BOJ’s Ueda eyes future drop in bond buying in sign of steady policy exit

By Leika Kihara

TOKYO (Reuters) -Bank of Japan Governor Kazuo Ueda said the central bank will eventually scale back bond purchases and allow market forces to set long-term interest rate moves, signalling his resolve to move steadily towards normalising ultra-loose monetary policy.

The BOJ ended eight years of negative interest rates and other remnants of its unorthodox policy on Tuesday, making a historic shift away from decades of massive monetary stimulus that was aimed at reviving the economy and quashing deflation.

While the central bank also ditched its bond yield control, it pledged to maintain its monthly pace of bond purchases at roughly 6 trillion yen ($39.6 billion) for the time being.

“We’ve been intervening in the government bond market quite heavily. We would like to decrease our bond buying in the future,” Ueda told parliament. “But for now, we’d like to take a wait-and-see approach to see how markets absorb our new policy.”

Despite the historic policy pivot, expectations of prolonged ultra-low interest rates in Japan have pushed the yen to fresh multi-month lows, adding to headaches for policymakers worried about the hit to consumption from a renewed rise in imported fuel costs.

Finance Minister Shunichi Suzuki repeated his warning against sharp yen declines on Friday, saying that authorities were watching currency moves with “a high sense of urgency.”

But he refrained on commenting on whether Tokyo could intervene in the currency market to stem the yen’s declines.

At around 151.50 to the dollar, the yen is hovering around levels when Tokyo last intervened in the market to prop up the Japanese currency in 2022.

The yen’s recent moves underscore the dilemma Japan faces. With the economy’s recovery fragile, the BOJ is wary of signalling the chance of steady rate hikes.

By stressing its resolve to avoid fast-pitched rate hikes, however, the BOJ is helping fuel an unwelcome decline in the yen that pushes up the cost of imports.

Even after Tuesday’s BOJ decision to end negative rates, Japanese borrowing costs are still stuck around zero.

The overnight call rate, which is now the BOJ’s new short-term target rate, was quoted at 0.074%, having turned positive for the first time in eight years on Thursday.

More than a half of economists surveyed by Reuters expect the Bank of Japan will raise interest rates further this year, a poll showed on Friday, possibly taking them as high as 0.25%.

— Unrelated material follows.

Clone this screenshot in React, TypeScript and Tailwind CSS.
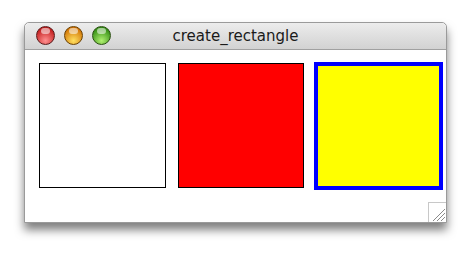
import React from 'react';

// 信号ボタン (閉じる・最小化・拡大)
const Light: React.FC<{ from: string; to: string; edge: string }> = ({ from, to, edge }) => (
  <div
    className="w-[19px] h-[19px] rounded-full border relative"
    style={{ background: `radial-gradient(circle at 50% 80%, ${to} 0%, ${from} 80%)`, borderColor: edge }}
  >
    <div className="absolute left-[4px] top-[1px] w-[9px] h-[6px] rounded-full bg-white/55" />
  </div>
);

const App: React.FC = () => {
  return (
    <div className="w-[474px] h-[255px] bg-white pt-[22px] pl-[24px]">
      <div className="w-[423px] h-[201px] flex flex-col bg-white border border-[#9a9a9a] rounded-t-[5px] shadow-[0_7px_10px_rgba(0,0,0,0.5)]">
        {/* タイトルバー */}
        <div className="h-[27px] flex items-center relative rounded-t-[5px] bg-gradient-to-b from-[#ececec] to-[#d2d2d2] border-b border-[#a0a0a0]">
          <div className="flex items-center gap-[9px] pl-[11px] -mt-[1px]">
            <Light from="#c01818" to="#ff9090" edge="#5a1a1a" />
            <Light from="#d07000" to="#ffe060" edge="#6a4000" />
            <Light from="#2f8a10" to="#b0f070" edge="#2a5010" />
          </div>
          <div
            className="absolute inset-0 flex items-center justify-center text-[15px] text-[#1a1a1a] pt-[1px]"
            style={{ fontFamily: '"DejaVu Sans", "Liberation Sans", sans-serif' }}
          >
            create_rectangle
          </div>
        </div>
        {/* 本体 */}
        <div className="flex-1 relative flex items-start pt-[12px] pl-[14px]">
          <div className="w-[127px] h-[125px] mt-[1px] bg-white border border-black" />
          <div className="w-[126px] h-[125px] mt-[1px] ml-[12px] bg-[#ff0000] border border-black" />
          <div className="w-[129px] h-[128px] ml-[10px] bg-[#ffff00] border-[4px] border-[#0000ff]" />
          <div className="absolute right-0 bottom-0 w-[18px] h-[20px] border-l border-t border-[#c8c8c8]">
            <svg width="18" height="20" viewBox="0 0 18 20" className="absolute -left-px -top-px">
              <path d="M5 19 L17 7 M9 19 L17 11 M13 19 L17 15" stroke="#8a8a8a" strokeWidth="1" fill="none" />
            </svg>
          </div>
        </div>
      </div>
    </div>
  );
};

export default App;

At Tuesday’s news conference, Ueda has said the BOJ could hike rates again if inflation forecasts overshoot sharply, or if upside risks to the price outlook heighten significantly.

So far, the risk of a sharp inflation overshoot seems slim.

Core inflation accelerated in February but an index gauging the broader price trend slowed sharply, data showed on Friday, as food price rises moderated and services inflation steadied.

Wage developments also hold the key to the timing of Japan’s next interest rate hike.

Japanese firms have agreed to raise pay by 5.25% this year, the biggest amount and ratio under comparable data available since 2013, the country’s largest union group Rengo said on Friday.